To scan a suspicious email link, inspect it without opening the target page directly.
Use safe preview methods, reputation checks, and URL analysis tools to reveal the destination and assess risk.
1. Hover or press and hold to preview the URL
On desktop, hover over the link and check the status bar or tooltip.
On mobile, press and hold to preview the URL without launching it.
Compare the visible text with the actual address.
Watch for mismatches such as a button that says “secure-login.microsoft.com” but points to a random domain, or a text link that looks harmless but contains a long tracking URL with an unfamiliar destination.
2. Read the full domain carefully
The most important part of a URL is the registered domain, not the path or page name.
Attackers often bury the real site inside a longer address using subdomains, for example:
- Bad: microsoft.com.security-check.example.net
- Bad: paypal-login.example.org
- Good habit: verify the domain immediately before the top-level extension, such as example.net or example.org
Be cautious with internationalized domain names, extra hyphens, and misspellings like “micros0ft” or “paypaI” using a capital “I.”
3. Check the link with a URL scanner
URL scanning services can analyze a suspicious email link using reputation data, redirect behavior, and known threat intelligence.
Popular security platforms and browser safety tools may flag phishing, malware hosting, or newly registered domains with low trust.
Before pasting a link into any scanner, make sure the service is reputable and does not require you to visit the site first.
A reliable scanner should let you submit the URL directly and report whether the destination is dangerous, suspicious, or unknown.

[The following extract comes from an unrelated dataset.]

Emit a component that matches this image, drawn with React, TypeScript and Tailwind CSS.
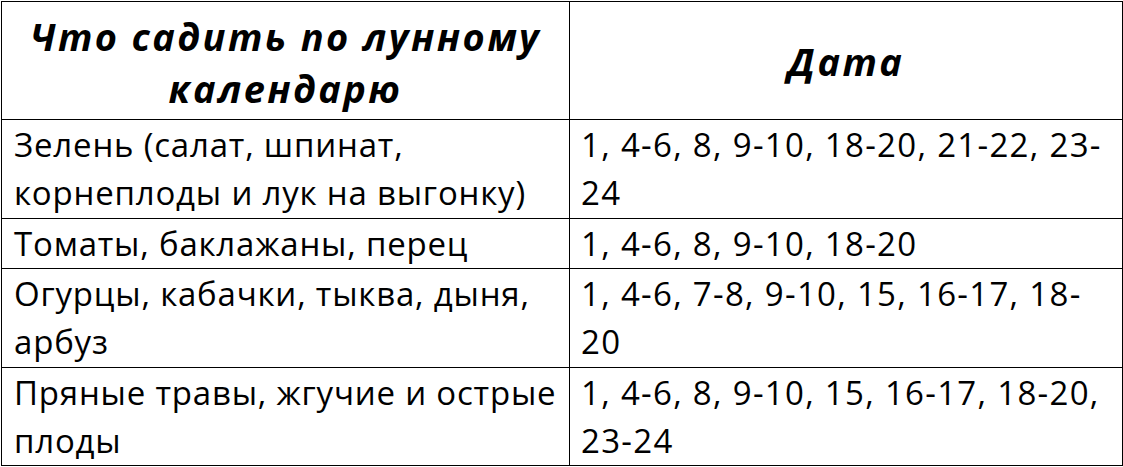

4. Expand shortened links before opening them
Shortened URLs are common in social media and marketing, but they are also useful for hiding malicious destinations.

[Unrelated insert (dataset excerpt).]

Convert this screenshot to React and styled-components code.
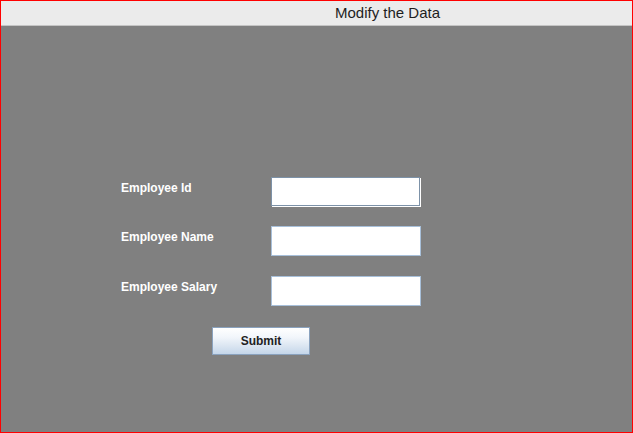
import React from "react";
import styled, { createGlobalStyle } from "styled-components";

const Global = createGlobalStyle`
  html, body { margin: 0; padding: 0; background: #808080; }
  * { box-sizing: border-box; }
`;

const Frame = styled.div`
  width: 633px;
  height: 433px;
  border: 1px solid #ff0000;
  background: #808080;
  display: flex;
  flex-direction: column;
`;

const TitleBar = styled.div`
  height: 25px;
  flex: none;
  background: #ebebeb;
  border-bottom: 1px solid #c4c4c4;
  display: flex;
  align-items: center;
  justify-content: center;
  padding: 0 0 1px 142px;
  font-family: "Liberation Sans", Arial, sans-serif;
  font-size: 15px;
  color: #1e1e1e;
`;

const Body = styled.div`
  flex: 1;
  padding: 151px 0 0 120px;
  display: flex;
  flex-direction: column;
`;

const Form = styled.div`
  display: grid;
  grid-template-columns: 150px 150px;
  row-gap: 20px;
`;

const Label = styled.label`
  align-self: center;
  padding-bottom: 8px;
  font-family: "Liberation Sans", Arial, sans-serif;
  font-weight: bold;
  font-size: 12px;
  line-height: 14px;
  color: #ffffff;
`;

const Field = styled.input`
  width: ${(p) => (p.$focused ? "149px" : "150px")};
  height: ${(p) => (p.$focused ? "29px" : "30px")};
  margin: 0;
  padding: 0 4px;
  background: #ffffff;
  border: 1px solid ${(p) => (p.$focused ? "#7d92a8" : "#a8c0da")};
  box-shadow: ${(p) => (p.$focused ? "1px 1px 0 #ffffff" : "none")};
  outline: none;
  font-family: "Liberation Sans", Arial, sans-serif;
  font-size: 12px;
`;

const ButtonRow = styled.div`
  padding: 21px 0 0 91px;
`;

const Button = styled.button`
  width: 98px;
  height: 28px;
  margin: 0;
  border: 1px solid #8aa2be;
  background: linear-gradient(#ffffff 0%, #f2f6fb 35%, #dae5f1 70%, #c4d6ea 100%);
  font-family: "Liberation Sans", Arial, sans-serif;
  font-weight: bold;
  font-size: 12px;
  color: #222222;
  padding: 0;
`;

export default function App() {
  return (
    <>
      <Global />
      <Frame>
        <TitleBar>Modify the Data</TitleBar>
        <Body>
          <Form>
            <Label>Employee Id</Label>
            <Field $focused />
            <Label>Employee Name</Label>
            <Field />
            <Label>Employee Salary</Label>
            <Field />
          </Form>
          <ButtonRow>
            <Button>Submit</Button>
          </ButtonRow>
        </Body>
      </Frame>
    </>
  );
}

Use a link expander or URL preview service to reveal the final destination before you visit it.
If the expanded URL points to a cloud storage login page, a file-sharing site, or a form requesting credentials, verify it through a separate trusted channel before proceeding.
5. Inspect the sender and the message context
A link does not exist in isolation.
Look at the sender address, display name, reply-to field, and the wording of the email itself.

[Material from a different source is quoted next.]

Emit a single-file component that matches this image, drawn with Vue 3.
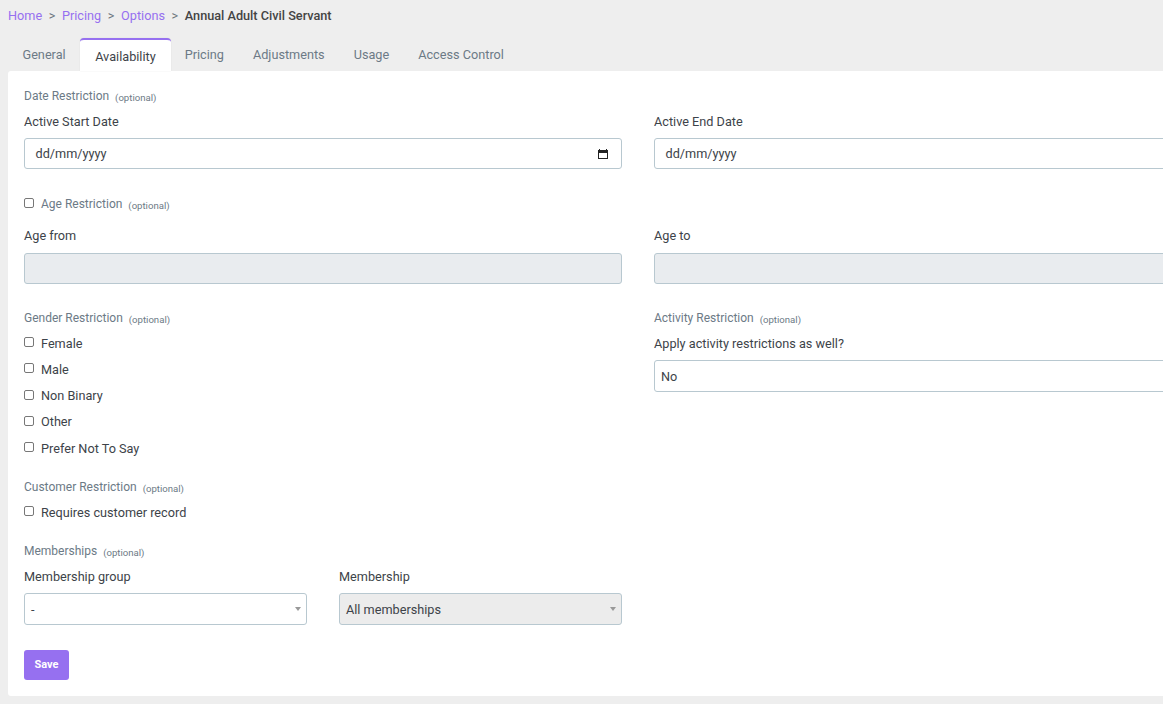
<template>
  <div class="page">
    <nav class="crumbs">
      <a>Home</a><span class="sep">&gt;</span>
      <a>Pricing</a><span class="sep">&gt;</span>
      <a>Options</a><span class="sep">&gt;</span>
      <strong>Annual Adult Civil Servant</strong>
    </nav>

    <ul class="tabs">
      <li v-for="tab in tabs" :key="tab" class="tab" :class="{ active: tab === 'Availability' }">{{ tab }}</li>
    </ul>

    <form class="panel" @submit.prevent>
      <div class="row">
        <div class="col">
          <p class="legend">Date Restriction <small>(optional)</small></p>
          <label class="label">Active Start Date</label>
          <div class="input date">
            <span>dd/mm/yyyy</span>
            <svg width="12" height="12" viewBox="0 0 12 12">
              <path d="M2 1h1v1h6V1h1v1h1v9H1V2h1zM2 5v5h8V5z" fill="#222" fill-rule="evenodd" />
            </svg>
          </div>
        </div>
        <div class="col">
          <p class="legend blank">&nbsp;</p>
          <label class="label">Active End Date</label>
          <div class="input date"><span>dd/mm/yyyy</span></div>
        </div>
      </div>

      <p class="legend check-legend">
        <input type="checkbox" class="check" />
        <span>Age Restriction <small>(optional)</small></span>
      </p>
      <div class="row age-row">
        <div class="col">
          <label class="label">Age from</label>
          <div class="input disabled"></div>
        </div>
        <div class="col">
          <label class="label">Age to</label>
          <div class="input disabled"></div>
        </div>
      </div>

      <div class="row">
        <div class="col">
          <p class="legend">Gender Restriction <small>(optional)</small></p>
          <label v-for="g in genders" :key="g" class="check-row">
            <input type="checkbox" class="check" />{{ g }}
          </label>

          <p class="legend section">Customer Restriction <small>(optional)</small></p>
          <label class="check-row"><input type="checkbox" class="check" />Requires customer record</label>

          <p class="legend section">Memberships <small>(optional)</small></p>
          <div class="row member-row">
            <div class="col">
              <label class="label">Membership group</label>
              <div class="input select">
                <span>-</span><i class="caret"></i>
              </div>
            </div>
            <div class="col">
              <label class="label">Membership</label>
              <div class="input select grey">
                <span>All memberships</span><i class="caret"></i>
              </div>
            </div>
          </div>
        </div>
        <div class="col">
          <p class="legend">Activity Restriction <small>(optional)</small></p>
          <label class="label">Apply activity restrictions as well?</label>
          <div class="input select"><span>No</span></div>
        </div>
      </div>

      <button type="submit" class="save">Save</button>
    </form>
  </div>
</template>

<script setup>
const tabs = ['General', 'Availability', 'Pricing', 'Adjustments', 'Usage', 'Access Control']
const genders = ['Female', 'Male', 'Non Binary', 'Other', 'Prefer Not To Say']
</script>

<style>
html, body {
  margin: 0;
  background: #eeeeee;
  overflow: hidden;
}
</style>

<style scoped>
.page {
  width: 1163px;
  height: 704px;
  overflow: hidden;
  box-sizing: border-box;
  padding: 0 0 0 8px;
  font-family: Roboto, "Liberation Sans", sans-serif;
  font-size: 12.7px;
  color: #3d4349;
}
.crumbs {
  height: 31px;
  display: flex;
  align-items: center;
  font-size: 12.7px;
}
.crumbs a {
  color: #9670f0;
}
.crumbs .sep {
  margin: 0 6.6px;
  color: #6c757d;
}
.crumbs strong {
  font-weight: 500;
  color: #444;
}
.tabs {
  display: flex;
  list-style: none;
  margin: 7px 0 0;
  padding: 0;
  height: 33px;
}
.tab {
  padding: 9px 14.5px 0;
  color: #6c7a86;
  box-sizing: border-box;
}
.tab.active {
  background: #fff;
  color: #3d4349;
  border-top: 2px solid #9670f0;
  border-radius: 4px 4px 0 0;
  padding: 9px 15px 0;
  margin-right: -0.5px;
  box-shadow: 0 0 1px #ccc;
}
.panel {
  width: 1260px;
  height: 625px;
  box-sizing: border-box;
  background: #fff;
  padding: 16px;
  border-radius: 3px 0 0 3px;
}
.row {
  display: flex;
  gap: 32px;
}
.col {
  flex: 0 0 598px;
}
.member-row .col {
  flex: 0 0 283px;
}
.legend {
  margin: 0;
  height: 18px;
  line-height: 18px;
  font-size: 12px;
  color: #6c7a86;
}
.legend small {
  font-size: 9.6px;
  line-height: 1;
  margin-left: 3px;
  vertical-align: -1px;
}
.label {
  display: block;
  height: 18px;
  line-height: 18px;
  margin: 8px 0 7px;
}
.input {
  height: 31px;
  box-sizing: border-box;
  border: 1px solid #b8c8d0;
  border-radius: 3px;
  display: flex;
  align-items: center;
  justify-content: space-between;
  background: #fff;
}
.date {
  padding: 0 12px 0 10.5px;
}
.disabled {
  background: #e9ecef;
}
.select {
  height: 32px;
  padding: 0 5px 0 6px;
}
.grey {
  background: #ececec;
}
.caret {
  border-left: 3px solid transparent;
  border-right: 3px solid transparent;
  border-top: 4px solid #999;
}
.check-legend {
  display: flex;
  align-items: center;
  margin-top: 26px;
}
.check {
  appearance: none;
  width: 10px;
  height: 10px;
  margin: 0 7px 2px 0;
  box-sizing: border-box;
  border: 1px solid #777;
  border-radius: 2px;
  background: #fff;
}
.age-row {
  margin-top: 6px;
  margin-bottom: 25px;
}
.age-row .label {
  margin-bottom: 8px;
}
.check-row {
  display: flex;
  align-items: center;
  height: 18px;
  margin-top: 8.25px;
}
.legend + .check-row {
  margin-top: 7px;
}
.section {
  margin-top: 21px;
}
.save {
  display: block;
  margin-top: 25px;
  width: 45px;
  height: 30px;
  border: none;
  border-radius: 3px;
  background: #9670f0;
  color: #fff;
  font-family: inherit;
  font-size: 11px;
  font-weight: 700;
  padding: 0 0 2px;
}
</style>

A scam is more likely if the message contains poor grammar, mismatched logos, unusual file requests, or pressure to act immediately.
Pay attention to whether the message matches recent activity.
For example, if you did not request a password reset, invoice, shipment notice, or document signature, the link deserves extra scrutiny.
Tools That Help Verify a Link
Several tools can help you analyze suspicious email links more safely.
The best approach is to combine at least two methods so one tool’s blind spots do not create a false sense of security.
- Built-in browser warnings: Chrome, Edge, Safari, and Firefox may block known malicious sites.
- Email security filters: Microsoft Defender for Office 365, Google Workspace security tools, and other secure email gateways can detect phishing patterns.
- Reputation and threat intel platforms: Services that score domains based on age, certificates, hosting, and observed abuse.
- Sandbox analysis: Enterprise tools that open a page in an isolated environment to observe redirects and scripts.
- WHOIS and domain age checks: Newly registered domains are more suspicious, especially when paired with urgent email content.
Red Flags to Watch For in the URL
When you scan a suspicious email link, look for technical clues that often indicate phishing or malware delivery.
These signs do not guarantee malicious intent, but they raise the risk significantly.
- Unusual top-level domains: Random or rarely used extensions can be a red flag when paired with brand impersonation.
- Long query strings: Excessive parameters may be used for tracking, redirect chains, or token theft.
- HTTP instead of HTTPS: Lack of encryption is not always malicious, but it is a warning sign for login pages.
- URL encoding or obfuscation: Hidden characters, URL shorteners, or encoded scripts can conceal the destination.
- File download prompts: Unexpected .zip, .iso, .html, .js, or .exe files are especially risky.
How to Check a Suspicious Link Without Exposing Yourself?
If you need a deeper inspection, use isolated environments instead of your everyday browser session.
A virtual machine, sandbox, or dedicated test device reduces the chance that a malicious page can access saved passwords, cookies, or corporate data.
Do not log into accounts from a link you have not verified.
If the email claims to be from a service you use, open a new browser tab and type the official site address manually, then compare alerts or account notifications there.
What If the Link Already Opened?
If you clicked the link, do not enter credentials or download anything until you know what loaded.
Close the page, disconnect from sensitive accounts if needed, and change passwords only from a trusted device if you suspect a credential trap.
If you entered a password into a suspicious page, assume the password is compromised.
Update it immediately, enable multi-factor authentication, and review recent sign-ins, recovery settings, and connected devices.
If a file downloaded, do not open it; have it scanned by endpoint protection or a security team.
Best Practices for Ongoing Email Link Safety
Scanning individual links is important, but broader habits reduce risk across your inbox.
Strong email security hygiene makes phishing attempts easier to catch and less likely to succeed.
- Use multi-factor authentication: Even if a password is stolen, MFA can block unauthorized access.
- Keep software updated: Browsers, operating systems, and security tools need current patches.
- Train yourself on phishing signs: Brand impersonation, urgency, and requests for credentials are recurring patterns.
- Verify sensitive requests out of band: Call, text, or use a known contact method instead of replying to the email.
- Report suspicious messages: Forward them to your security team, email provider, or anti-phishing reporting channel.
When Should You Treat a Link as Malicious?
If a link leads to a fake login page, requests payment details, prompts a file download you did not expect, or tries to impersonate a trusted brand through a suspicious domain, treat it as malicious.
The same applies when a scanner flags the URL, the domain is newly registered, or the email contains pressure tactics combined with technical deception.
In practice, safe link handling means verifying the destination, checking the domain, using reputation tools, and refusing to interact with anything that demands immediate trust.